**Work to do**.
Copy all lines below exactly as written. Leave pictures out.

**Supplied material**.

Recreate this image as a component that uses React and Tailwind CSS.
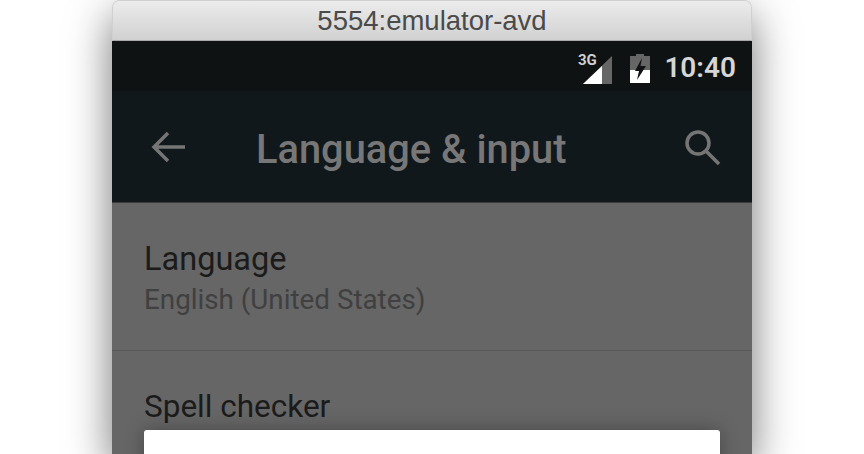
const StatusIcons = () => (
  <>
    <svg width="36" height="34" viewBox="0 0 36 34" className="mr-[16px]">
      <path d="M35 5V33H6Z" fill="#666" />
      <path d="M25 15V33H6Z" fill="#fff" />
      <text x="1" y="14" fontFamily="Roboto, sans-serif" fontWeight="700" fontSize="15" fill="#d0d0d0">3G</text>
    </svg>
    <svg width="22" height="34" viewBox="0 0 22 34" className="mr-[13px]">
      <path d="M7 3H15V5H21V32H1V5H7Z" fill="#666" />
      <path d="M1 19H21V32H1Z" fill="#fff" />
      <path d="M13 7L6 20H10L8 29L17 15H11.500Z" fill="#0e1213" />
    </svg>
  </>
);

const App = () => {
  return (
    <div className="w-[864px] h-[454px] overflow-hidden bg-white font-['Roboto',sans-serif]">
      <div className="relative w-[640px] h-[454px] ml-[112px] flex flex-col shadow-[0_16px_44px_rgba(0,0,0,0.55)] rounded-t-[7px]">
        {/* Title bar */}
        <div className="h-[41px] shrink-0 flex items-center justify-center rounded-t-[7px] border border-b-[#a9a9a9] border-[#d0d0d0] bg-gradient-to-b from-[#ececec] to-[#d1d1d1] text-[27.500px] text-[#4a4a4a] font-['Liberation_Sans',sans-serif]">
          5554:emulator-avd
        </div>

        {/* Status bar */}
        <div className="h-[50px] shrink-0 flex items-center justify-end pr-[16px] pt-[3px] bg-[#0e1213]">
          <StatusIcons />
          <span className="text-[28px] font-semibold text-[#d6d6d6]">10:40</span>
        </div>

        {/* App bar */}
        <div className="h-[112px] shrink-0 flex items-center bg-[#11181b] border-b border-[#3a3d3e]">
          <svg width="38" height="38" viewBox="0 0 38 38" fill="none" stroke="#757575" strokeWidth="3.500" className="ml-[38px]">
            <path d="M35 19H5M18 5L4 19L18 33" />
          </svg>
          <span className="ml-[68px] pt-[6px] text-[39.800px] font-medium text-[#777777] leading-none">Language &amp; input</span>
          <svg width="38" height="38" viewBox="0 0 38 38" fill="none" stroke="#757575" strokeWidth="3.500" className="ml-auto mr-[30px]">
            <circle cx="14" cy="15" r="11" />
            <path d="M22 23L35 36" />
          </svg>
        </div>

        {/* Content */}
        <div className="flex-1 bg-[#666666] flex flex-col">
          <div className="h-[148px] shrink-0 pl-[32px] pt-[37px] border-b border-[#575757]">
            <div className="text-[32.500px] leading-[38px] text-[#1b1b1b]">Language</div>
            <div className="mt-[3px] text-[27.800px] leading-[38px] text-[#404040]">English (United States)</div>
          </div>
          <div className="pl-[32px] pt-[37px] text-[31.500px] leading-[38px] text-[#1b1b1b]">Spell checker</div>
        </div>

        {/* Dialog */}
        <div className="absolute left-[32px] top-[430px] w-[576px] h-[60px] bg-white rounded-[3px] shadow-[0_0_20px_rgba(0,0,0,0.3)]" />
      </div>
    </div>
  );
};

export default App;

**Correct answer**.
Recreate this image as a component that uses React and Tailwind CSS.
const StatusIcons = () => (
  <>
    <svg width="36" height="34" viewBox="0 0 36 34" className="mr-[16px]">
      <path d="M35 5V33H6Z" fill="#666" />
      <path d="M25 15V33H6Z" fill="#fff" />
      <text x="1" y="14" fontFamily="Roboto, sans-serif" fontWeight="700" fontSize="15" fill="#d0d0d0">3G</text>
    </svg>
    <svg width="22" height="34" viewBox="0 0 22 34" className="mr-[13px]">
      <path d="M7 3H15V5H21V32H1V5H7Z" fill="#666" />
      <path d="M1 19H21V32H1Z" fill="#fff" />
      <path d="M13 7L6 20H10L8 29L17 15H11.500Z" fill="#0e1213" />
    </svg>
  </>
);

const App = () => {
  return (
    <div className="w-[864px] h-[454px] overflow-hidden bg-white font-['Roboto',sans-serif]">
      <div className="relative w-[640px] h-[454px] ml-[112px] flex flex-col shadow-[0_16px_44px_rgba(0,0,0,0.55)] rounded-t-[7px]">
        {/* Title bar */}
        <div className="h-[41px] shrink-0 flex items-center justify-center rounded-t-[7px] border border-b-[#a9a9a9] border-[#d0d0d0] bg-gradient-to-b from-[#ececec] to-[#d1d1d1] text-[27.500px] text-[#4a4a4a] font-['Liberation_Sans',sans-serif]">
          5554:emulator-avd
        </div>

        {/* Status bar */}
        <div className="h-[50px] shrink-0 flex items-center justify-end pr-[16px] pt-[3px] bg-[#0e1213]">
          <StatusIcons />
          <span className="text-[28px] font-semibold text-[#d6d6d6]">10:40</span>
        </div>

        {/* App bar */}
        <div className="h-[112px] shrink-0 flex items-center bg-[#11181b] border-b border-[#3a3d3e]">
          <svg width="38" height="38" viewBox="0 0 38 38" fill="none" stroke="#757575" strokeWidth="3.500" className="ml-[38px]">
            <path d="M35 19H5M18 5L4 19L18 33" />
          </svg>
          <span className="ml-[68px] pt-[6px] text-[39.800px] font-medium text-[#777777] leading-none">Language &amp; input</span>
          <svg width="38" height="38" viewBox="0 0 38 38" fill="none" stroke="#757575" strokeWidth="3.500" className="ml-auto mr-[30px]">
            <circle cx="14" cy="15" r="11" />
            <path d="M22 23L35 36" />
          </svg>
        </div>

        {/* Content */}
        <div className="flex-1 bg-[#666666] flex flex-col">
          <div className="h-[148px] shrink-0 pl-[32px] pt-[37px] border-b border-[#575757]">
            <div className="text-[32.500px] leading-[38px] text-[#1b1b1b]">Language</div>
            <div className="mt-[3px] text-[27.800px] leading-[38px] text-[#404040]">English (United States)</div>
          </div>
          <div className="pl-[32px] pt-[37px] text-[31.500px] leading-[38px] text-[#1b1b1b]">Spell checker</div>
        </div>

        {/* Dialog */}
        <div className="absolute left-[32px] top-[430px] w-[576px] h-[60px] bg-white rounded-[3px] shadow-[0_0_20px_rgba(0,0,0,0.3)]" />
      </div>
    </div>
  );
};

export default App;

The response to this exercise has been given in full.